Project Series 10

Project Series 10: Anne Bray and Molly Cleator

Anne Bray and Molly Cleator
March 10 - April 8, 2001
Opening Reception:Sunday, April 1, 3-5 PM


For over ten years, Los Angeles artists Anne Bray and Molly Cleator have collaborated on large-scale installations that investigate issues surrounding gender, power, community, and one's place in our mass mediated society. The artists emphasize their contrasting backgrounds and points of view-Bray, as a public and installation artist, and Cleator, as a visual and performance artist-to examine and explore the often contradictory relations between the powerful and the powerless. Bray and Cleator use multimedia installations to reclaim and recombine stereotypes and archetypes through image and sound. For this exhibition, they expanded upon several previous pieces that used female figures juxtaposed with both personal and media-derived imagery to examine still unresolved conflicts about women, culture, and history.

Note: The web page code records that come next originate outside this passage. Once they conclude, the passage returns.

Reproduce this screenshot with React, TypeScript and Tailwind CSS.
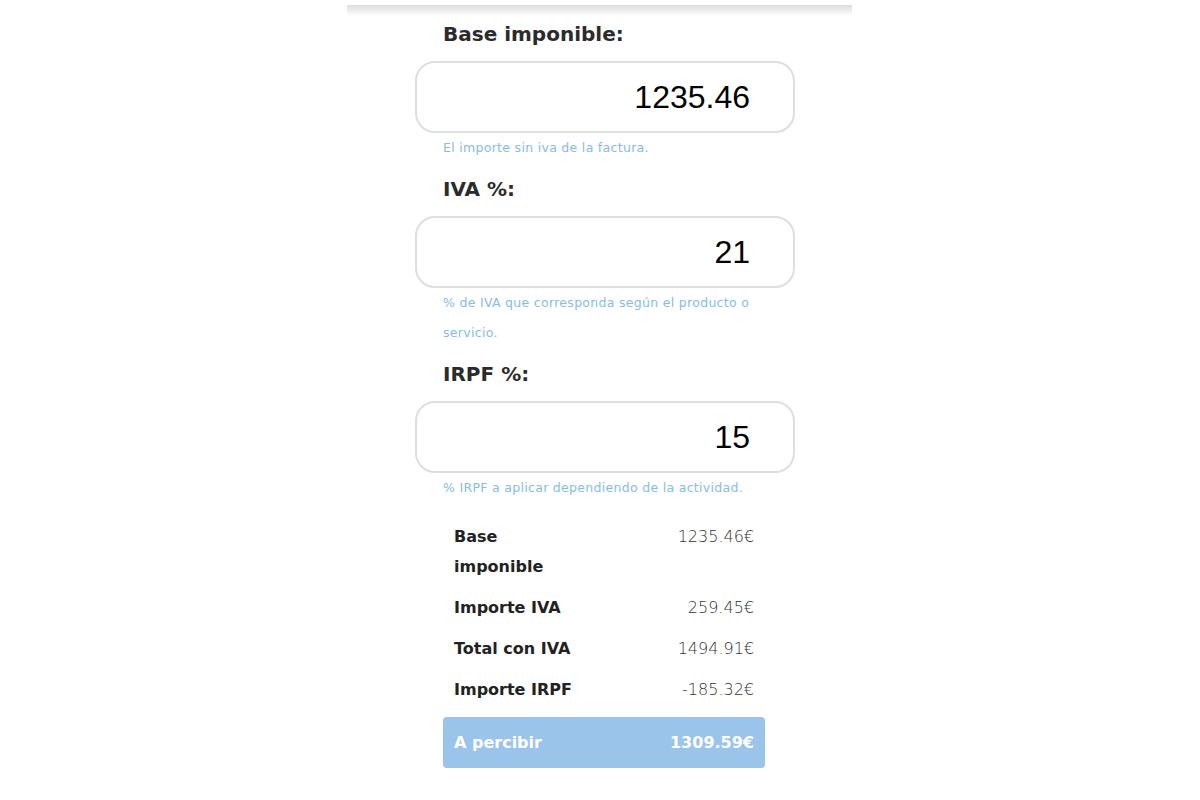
import React from "react";

const font = { fontFamily: "'DejaVu Sans', 'Open Sans', sans-serif" };

function Field({ label, value, help, first }: { label: string; value: string; help: string; first?: boolean }) {
  return (
    <div>
      <div className={`${first ? "mt-[3px]" : "mt-[11px]"} ml-[28px] text-[20px] leading-[30px] font-bold text-[#2b2b2b]`}>{label}</div>
      <div className="mt-[12px] w-[380px] h-[72px] rounded-[20px] border-2 border-[#dedede] flex items-center justify-end pr-[43px]">
        <span className="text-[32px] text-black" style={{ fontFamily: "'Liberation Sans', Arial, sans-serif" }}>
          {value}
        </span>
      </div>
      <div className="ml-[28px] w-[315px] text-[12.5px] tracking-[0.3px] leading-[30px] text-[#86bde3]">{help}</div>
    </div>
  );
}

export default function App() {
  const rows = [
    ["Base imponible", "1235.46€"],
    ["Importe IVA", "259.45€"],
    ["Total con IVA", "1494.91€"],
    ["Importe IRPF", "-185.32€"],
  ];
  return (
    <div className="min-h-[800px] bg-white flex justify-center" style={font}>
      <div className="w-[505px] ml-[-1px]">
        <div className="mt-[5px] h-[11px] bg-gradient-to-b from-[#dcdcdc] to-white" />
        <div className="pl-[68px]">
          <Field first label="Base imponible:" value="1235.46" help="El importe sin iva de la factura." />
          <Field label="IVA %:" value="21" help="% de IVA que corresponda según el producto o servicio." />
          <Field label="IRPF %:" value="15" help="% IRPF a aplicar dependiendo de la actividad." />
          <div className="ml-[28px] w-[322px] mt-[13px]">
            {rows.map(([k, v]) => (
              <div key={k} className="flex justify-between px-[11px] py-[5.5px] text-[16px] leading-[30px]">
                <span className="w-[130px] font-bold text-[#222]">{k}</span>
                <span className="font-extralight text-[16px] text-[#333]">{v}</span>
              </div>
            ))}
            <div className="mt-[7px] h-[51px] rounded-[4px] bg-[#9ac4ea] flex items-center justify-between px-[11px] text-white font-bold text-[16px]">
              <span>A percibir</span>
              <span>1309.59€</span>
            </div>
          </div>
        </div>
      </div>
    </div>
  );
}
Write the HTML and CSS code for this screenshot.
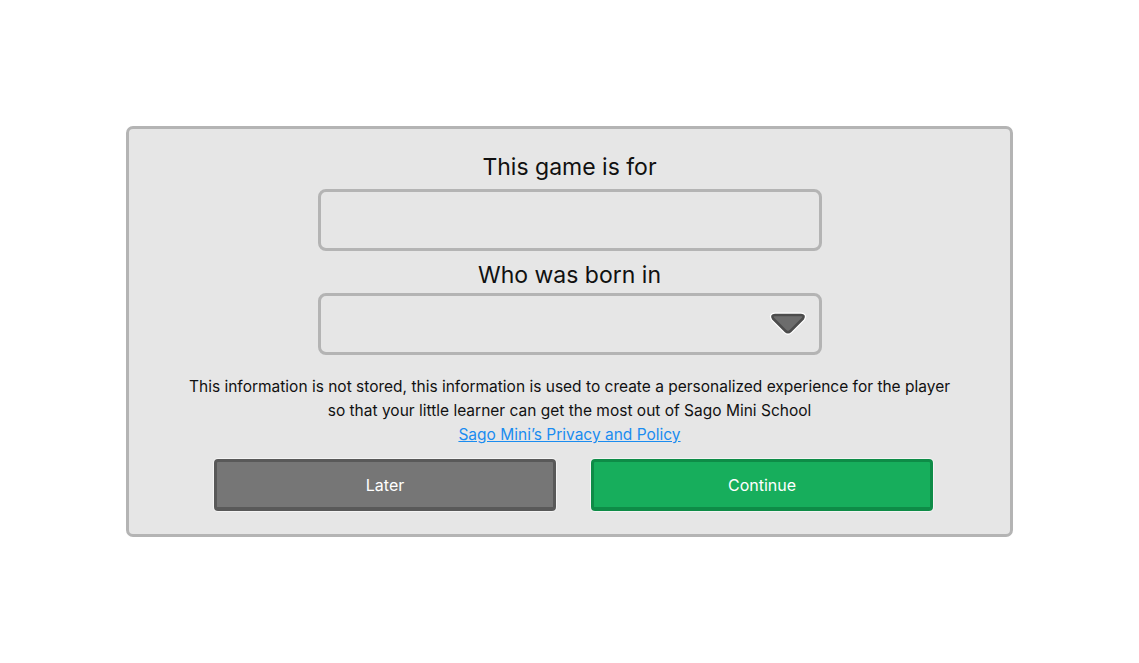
FILE: index.html
```html
<!DOCTYPE html>
<html lang="en">
<head>
  <meta charset="UTF-8">
  <meta name="viewport" content="width=device-width, initial-scale=1.0">
  <title>Player Info</title>
  <link rel="stylesheet" href="styles.css">
</head>
<body>

  <div class="card">
    <h2 class="label">This game is for</h2>
    <input type="text" class="field" id="playerName">

    <h2 class="label">Who was born in</h2>
    <div class="field select">
      <svg class="arrow" width="38" height="24" viewBox="0 0 38 24">
        <path d="M6 3 H32 Q36 3 34 6.5 L21.5 19 Q19 21.5 16.5 19 L4 6.5 Q2 3 6 3 Z"
              fill="#6c6c6c" stroke="#fff" stroke-width="5" stroke-linejoin="round"/>
        <path d="M6 3 H32 Q36 3 34 6.5 L21.5 19 Q19 21.5 16.5 19 L4 6.5 Q2 3 6 3 Z"
              fill="#6c6c6c" stroke="#4c4c4c" stroke-width="2.5" stroke-linejoin="round"/>
      </svg>
    </div>

    <p class="note">
      This information is not stored, this information is used to create a personalized experience for the player<br>
      so that your little learner can get the most out of Sago Mini School<br>
      <a href="#">Sago Mini’s Privacy and Policy</a>
    </p>

    <div class="buttons">
      <button class="btn later">Later</button>
      <button class="btn continue">Continue</button>
    </div>
  </div>

</body>
</html>
```

FILE: styles.css
```css
body {
  font-family: 'Inter', 'Noto Sans', sans-serif;
  background-color: #fff;
  margin: 0;
  padding: 0;
  min-height: 100vh;
  display: flex;
  justify-content: center;
  align-items: center;
}

.card {
  box-sizing: border-box;
  width: 887px;
  background-color: #e6e6e6;
  border: 3px solid #b4b4b4;
  border-radius: 7px;
  padding: 23px 0 23px;
  display: flex;
  flex-direction: column;
  align-items: center;
}

.label {
  margin: 0;
  font-size: 23px;
  font-weight: 400;
  line-height: 30px;
  color: #111;
}

.field {
  box-sizing: border-box;
  width: 504px;
  height: 62px;
  margin: 7px 0 9px;
  background-color: #e6e6e6;
  border: 3px solid #b4b4b4;
  border-radius: 8px;
  font-family: inherit;
  font-size: 20px;
  padding: 0 14px;
  outline: none;
}

.select {
  margin: 3px 0 20px;
  display: flex;
  align-items: center;
  justify-content: flex-end;
  padding-right: 12px;
}

.arrow {
  display: block;
}

.note {
  margin: 0;
  text-align: center;
  font-size: 15.5px;
  line-height: 24px;
  color: #111;
}

.note a {
  color: #1a8cf0;
  text-decoration: underline;
}

.buttons {
  display: flex;
  gap: 35px;
  margin-top: 12px;
  margin-left: 8px;
}

.btn {
  width: 342px;
  height: 52px;
  border-radius: 4px;
  font-family: inherit;
  font-size: 16px;
  color: #fff;
  cursor: pointer;
  border: 3px solid;
  border-bottom-width: 4px;
  box-shadow: 0 0 0 1px #f4f4f4;
}

.later {
  background-color: #767676;
  border-color: #595959;
}

.continue {
  background-color: #17ae5c;
  border-color: #0e8c47;
}
```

In Pressure Drop, the artists literally placed the viewer underneath the room-sized skirt of a woman. Video imagery continually projects on the woman's body, her skirt, and on the wall behind her. Catalogue essayist Holly Willis points out that the artists invite us "to step into a space that is both comforting and totally taboo; it is at once much ado about nothing and the source of everything." As the inflated lower torso and legs of the woman's body expands and deflates-powered by a timed series of noisy fans-she struggles to stand up and resist the overwhelming force of the dominant culture's images projected on her and then falls to her knees exhausted. At the same time, her awesome scale, the beautiful materials of her skirt, and her powerful voice protest her victimhood.

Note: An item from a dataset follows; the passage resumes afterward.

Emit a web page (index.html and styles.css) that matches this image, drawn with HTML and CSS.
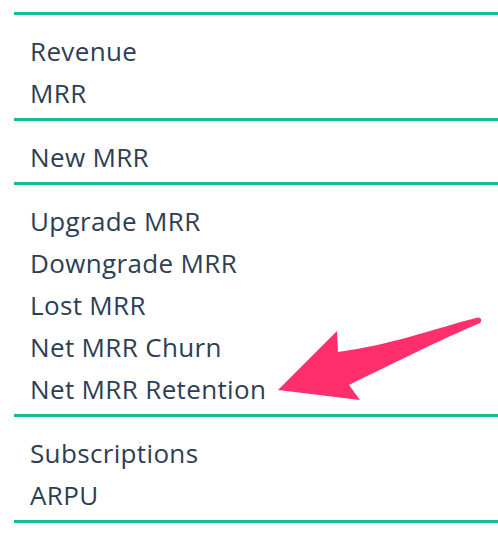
FILE: index.html
```html
<!DOCTYPE html>
<html>
<head>
<meta charset="utf-8">
<link rel="stylesheet" href="styles.css">
</head>
<body>
<div class="menu">
  <div class="section">
    <div class="item">Revenue</div>
    <div class="item">MRR</div>
  </div>
  <div class="section">
    <div class="item">New MRR</div>
  </div>
  <div class="section">
    <div class="item">Upgrade MRR</div>
    <div class="item">Downgrade MRR</div>
    <div class="item">Lost MRR</div>
    <div class="item">Net MRR Churn</div>
    <div class="item">Net MRR Retention</div>
  </div>
  <div class="section last">
    <div class="item">Subscriptions</div>
    <div class="item">ARPU</div>
  </div>
</div>
<svg class="arrow" width="498" height="540" viewBox="0 0 498 540">
  <path d="M278 390 L360 400 L349 385 C 400 360, 440 340, 480 323 C 483 320, 480 316, 476 318 C 430 330, 390 345, 338 352 L337 331 Z" fill="#fe2f6c"/>
</svg>
</body>
</html>
```
FILE: styles.css
```css
html, body {
  margin: 0;
  padding: 0;
  background: #ffffff;
}
body {
  position: relative;
  width: 498px;
  height: 540px;
  overflow: hidden;
}
.menu {
  padding: 12px 0 0 14px;
  font-family: "Open Sans", "DejaVu Sans", sans-serif;
  font-size: 26px;
  letter-spacing: 0.35px;
  color: #2d3e54;
}
.section {
  border-top: 3px solid #13bd97;
  padding: 15px 0 4px 16px;
}
.section.last {
  border-bottom: 3px solid #13bd97;
}
.item {
  line-height: 42px;
  height: 42px;
}
.arrow {
  position: absolute;
  left: 0;
  top: 0;
}
```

For Bray and Cleator, video projection physically and conceptually addresses many of the issues they are concerned with. Most obviously, perhaps, is the reference to ideas of psychological "projection." Per Freudian and Jungian philosophies, one could say that all art is the artist's "projection" of deep-seated fears, taboos, desires, etc.; that the audience then "projects" their own issues and beliefs onto. On another level, in Pressure Drop, Bray and Cleator have chosen a three-dimensional, empathetic screen for their projections, in contrast to the traditional Hollywood movie's flat screen. The changing shape of the projected image-a time-based medium-and the body imply that there is no singular reality, no one decisive moment. Bray and Cleator also think of this installation-this "woman"-as a round peg trying to fit into a square hole, noting that women may fit into the "square" hole, but there are gaps between the perceived realities.

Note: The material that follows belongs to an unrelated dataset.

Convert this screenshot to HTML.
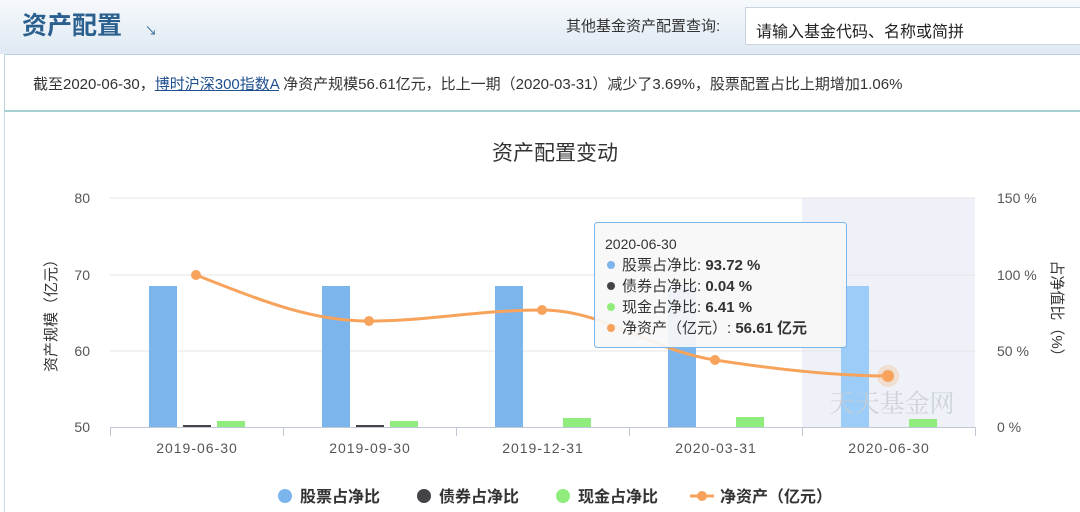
<!DOCTYPE html>
<html><head><meta charset="utf-8"><style>
body{margin:0;width:1080px;height:511px;overflow:hidden;background:#fff;font-family:"Liberation Sans","Noto Sans CJK SC",sans-serif;}
.hdr{position:absolute;left:0;top:0;width:1080px;height:54px;background:linear-gradient(#f6f9fc,#dfe9f3);}
.t{position:absolute;left:22px;top:6px;font-size:25px;font-weight:bold;color:#2a5f8e;}
.ar{position:absolute;left:145px;top:22px;font-size:12px;color:#2a5f8e;}
.q{position:absolute;left:566px;top:15px;font-size:15px;color:#333;}
.inp{position:absolute;left:745px;top:7px;width:340px;height:38px;background:#fff;border:1px solid #c9d3dd;box-sizing:border-box;font-size:16px;color:#222;padding:10px 0 0 10px;}
.info{position:absolute;left:4px;top:54px;width:1080px;height:58px;border:1px solid #bcd1e0;border-bottom:2px solid #a9d0d0;box-sizing:border-box;font-size:15px;color:#333;padding:18px 0 0 28px;}
.info a{color:#1f4f8f;text-decoration:underline;}
.side{position:absolute;left:4px;top:112px;width:1px;height:400px;background:#cdd8e2;}
</style></head><body>
<div class="hdr"></div>
<div class="t">资产配置</div><div class="ar">↘</div>
<div class="q">其他基金资产配置查询:</div>
<div class="inp">请输入基金代码、名称或简拼</div>
<div class="info">截至2020-06-30，<a>博时沪深300指数A</a> 净资产规模56.61亿元，比上一期（2020-03-31）减少了3.69%，股票配置占比上期增加1.06%</div>
<div class="side"></div>
<svg style="position:absolute;left:0;top:0" width="1080" height="511" font-family="Liberation Sans, Noto Sans CJK SC, sans-serif">
<rect x="802" y="198" width="173" height="229" fill="#eef2f8"/>
<text x="555" y="160" font-size="21" fill="#333" text-anchor="middle">资产配置变动</text>
<g stroke="#e4e4e4"><line x1="110" y1="198" x2="975" y2="198"/><line x1="110" y1="275" x2="975" y2="275"/><line x1="110" y1="351" x2="975" y2="351"/></g>
<line x1="110" y1="427.5" x2="975" y2="427.5" stroke="#c0c8d6"/>
<g stroke="#c0c8d6"><line x1="110.5" y1="427" x2="110.5" y2="436"/><line x1="283.5" y1="427" x2="283.5" y2="436"/><line x1="456.5" y1="427" x2="456.5" y2="436"/><line x1="629.5" y1="427" x2="629.5" y2="436"/><line x1="802.5" y1="427" x2="802.5" y2="436"/><line x1="975.5" y1="427" x2="975.5" y2="436"/></g>
<g font-size="14" fill="#555" text-anchor="end"><text x="90" y="203">80</text><text x="90" y="280">70</text><text x="90" y="356">60</text><text x="90" y="432">50</text></g>
<g font-size="14" fill="#555"><text x="997" y="203">150 %</text><text x="997" y="280">100 %</text><text x="997" y="356">50 %</text><text x="997" y="432">0 %</text></g>
<text transform="translate(56,312) rotate(-90)" font-size="15" fill="#333" text-anchor="middle">资产规模（亿元）</text>
<text transform="translate(1052,312) rotate(90)" font-size="15" fill="#333" text-anchor="middle">占净值比（%）</text>
<g font-size="14" fill="#555" text-anchor="middle" letter-spacing="1"><text x="197" y="453">2019-06-30</text><text x="370" y="453">2019-09-30</text><text x="543" y="453">2019-12-31</text><text x="716" y="453">2020-03-31</text><text x="889" y="453">2020-06-30</text></g>
<g fill="#7cb5ec"><rect x="149" y="286" width="28" height="141"/><rect x="322" y="286" width="28" height="141"/><rect x="495" y="286" width="28" height="141"/><rect x="668" y="286" width="28" height="141"/><rect x="841" y="286" width="28" height="141" fill="#9ccdf8"/></g>
<g fill="#434348"><rect x="183" y="425" width="28" height="2"/><rect x="356" y="425" width="28" height="2"/></g>
<g fill="#90ed7d"><rect x="217" y="421" width="28" height="6"/><rect x="390" y="421" width="28" height="6"/><rect x="563" y="418" width="28" height="9"/><rect x="736" y="417" width="28" height="10"/><rect x="909" y="419" width="28" height="8"/></g>
<path d="M196 275 C260 300,310 321,369 321 S480 310,542 310 S650 350,715 360 S840 376,888 376" fill="none" stroke="#f7a35c" stroke-width="3"/>
<g fill="#f7a35c"><circle cx="196" cy="275" r="5"/><circle cx="369" cy="321" r="5"/><circle cx="542" cy="310" r="5"/><circle cx="715" cy="360" r="5"/><circle cx="888" cy="376" r="11" opacity="0.25"/><circle cx="888" cy="376" r="6"/></g>
<text x="892" y="412" font-size="25" fill="#c8ccd2" text-anchor="middle" font-family="Noto Serif CJK SC, serif" opacity="0.8">天天基金网</text>
<rect x="594.5" y="222.5" width="252" height="125" rx="3" fill="#f7f7f7" fill-opacity="0.93" stroke="#7cb5ec"/>
<g font-size="15" fill="#333"><text x="605" y="249" font-size="14">2020-06-30</text>
<circle cx="611" cy="265" r="4" fill="#7cb5ec"/><text x="622" y="270">股票占净比: <tspan font-weight="bold">93.72 %</tspan></text>
<circle cx="611" cy="286" r="4" fill="#434348"/><text x="622" y="291">债券占净比: <tspan font-weight="bold">0.04 %</tspan></text>
<circle cx="611" cy="307" r="4" fill="#90ed7d"/><text x="622" y="312">现金占净比: <tspan font-weight="bold">6.41 %</tspan></text>
<circle cx="611" cy="328" r="4" fill="#f7a35c"/><text x="622" y="333">净资产（亿元）: <tspan font-weight="bold">56.61 亿元</tspan></text></g>
<g font-size="16" font-weight="bold" fill="#333">
<circle cx="285" cy="496" r="7" fill="#7cb5ec"/><text x="300" y="502">股票占净比</text>
<circle cx="424" cy="496" r="7" fill="#434348"/><text x="439" y="502">债券占净比</text>
<circle cx="563" cy="496" r="7" fill="#90ed7d"/><text x="578" y="502">现金占净比</text>
<line x1="690" y1="496" x2="714" y2="496" stroke="#f7a35c" stroke-width="3"/><circle cx="702" cy="496" r="5" fill="#f7a35c"/><text x="720" y="502">净资产（亿元）</text></g>
</svg>
</body></html>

The video images stem from an extensive research trip Bray and Cleator took last summer to investigate their family histories. Bray videotaped the images of the whitewasher and the weedwacker on the same day in Ireland. The whitewasher scrubs as he paints the white body of the woman; the artists ask, "isn't this redundant? Isn't she pure enough?" The artists also address "whiteness" with such ideas as the contemporary art gallery as a "white cube," the dominant "white race," the psychological implications of a blank "white screen," and an empty "white canvas" only completed by an artist's marks.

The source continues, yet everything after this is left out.